On 03/19/11 17:18, Polytropon wrote:
On Fri, 18 Mar 2011 22:36:41 +0100, Michel Talon<ta...@lpthe.jussieu.fr>  wrote:
How many new features of FreeBSD are
correctly documented presently?
Features of the FreeBSD OS are typically well documented.
This high quality affects all kind of documentation, be
it the handbook&  FAQ, as well as the manpages that are
available for system binaries, kernel interfaces, library
calls, configuration files and system operations. Also
see the high quality of the source code which is, due
to its style and content (and its comment) also a source
of documentation, mainly designed for programmers instead
of end users.

HAL, on the other hand, is obsolete as well as not part
of the FreeBSD operating system. It's a separate port.
Many ports do follow the quality approach for documentation,
see "man xmms", "man mplayer" or even "man opera" for
examples. Many "modern" software does not provide documentation
in the standard way, try "man firefox" or any KDE program.
In some cases, documentation is left to the users and
scattered across the Internet in web pages and Wikis.

Thats what I love about FBSD- the documentation is better than any other system out there, in the handbook but the man pages are the most comprehensive.
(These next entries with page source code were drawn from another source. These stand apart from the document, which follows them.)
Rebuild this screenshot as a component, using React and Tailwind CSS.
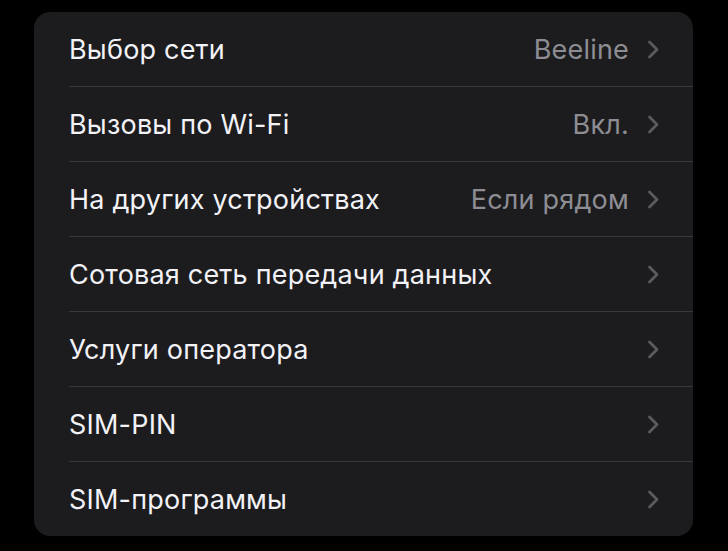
const rows = [
  { label: "Выбор сети", value: "Beeline" },
  { label: "Вызовы по Wi-Fi", value: "Вкл." },
  { label: "На других устройствах", value: "Если рядом" },
  { label: "Сотовая сеть передачи данных" },
  { label: "Услуги оператора" },
  { label: "SIM-PIN" },
  { label: "SIM-программы" },
];

function Chevron() {
  return (
    <svg width="13" height="19" viewBox="0 0 13 19" fill="none" className="shrink-0">
      <path
        d="M2.5 2 L10 9.5 L2.5 17"
        stroke="#5b5b5f"
        strokeWidth="2.8"
        strokeLinecap="round"
        strokeLinejoin="round"
      />
    </svg>
  );
}

export default function App() {
  return (
    <div
      className="w-[728px] h-[551px] bg-black pt-3 pl-[34px]"
      style={{ fontFamily: "Inter, 'Noto Sans', sans-serif" }}>
      <div className="w-[659px] rounded-2xl bg-[#1c1c1e] overflow-hidden">
        {rows.map((r, i) => (
          <div key={r.label} className="pl-[35px]">
            <div
              className={
                "flex items-center pr-[33px] " +
                (i > 0 ? "h-[75px] border-t border-[#38383a]" : "h-[74px]")
              }>
              <span className="flex-1 pt-[2px] text-[27px] text-[#f2f2f7] tracking-[0.2px]">
                {r.label}
              </span>
              {r.value && (
                <span className="pt-[2px] text-[27px] text-[#8d8d93] mr-[18px] tracking-[0.2px]">
                  {r.value}
                </span>
              )}
              <Chevron />
            </div>
          </div>
        ))}
      </div>
    </div>
  );
}
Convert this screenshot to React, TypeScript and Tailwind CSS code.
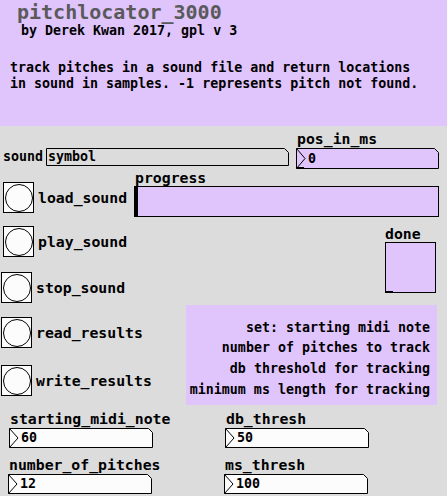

Its these ports where there is little to no documentation at all thats the problem. One thing I'd like to do is thank the port maintainers- even when the app itself may have no man page, some maintainers have taken the care to document a man page (or at least a doc under share/) themselves where they can. Very thoughtful!

A point to make regards HAL is there is next to nix in complete and/or understandable documentation anywhere for it. Obsolete or not, that is a bad case...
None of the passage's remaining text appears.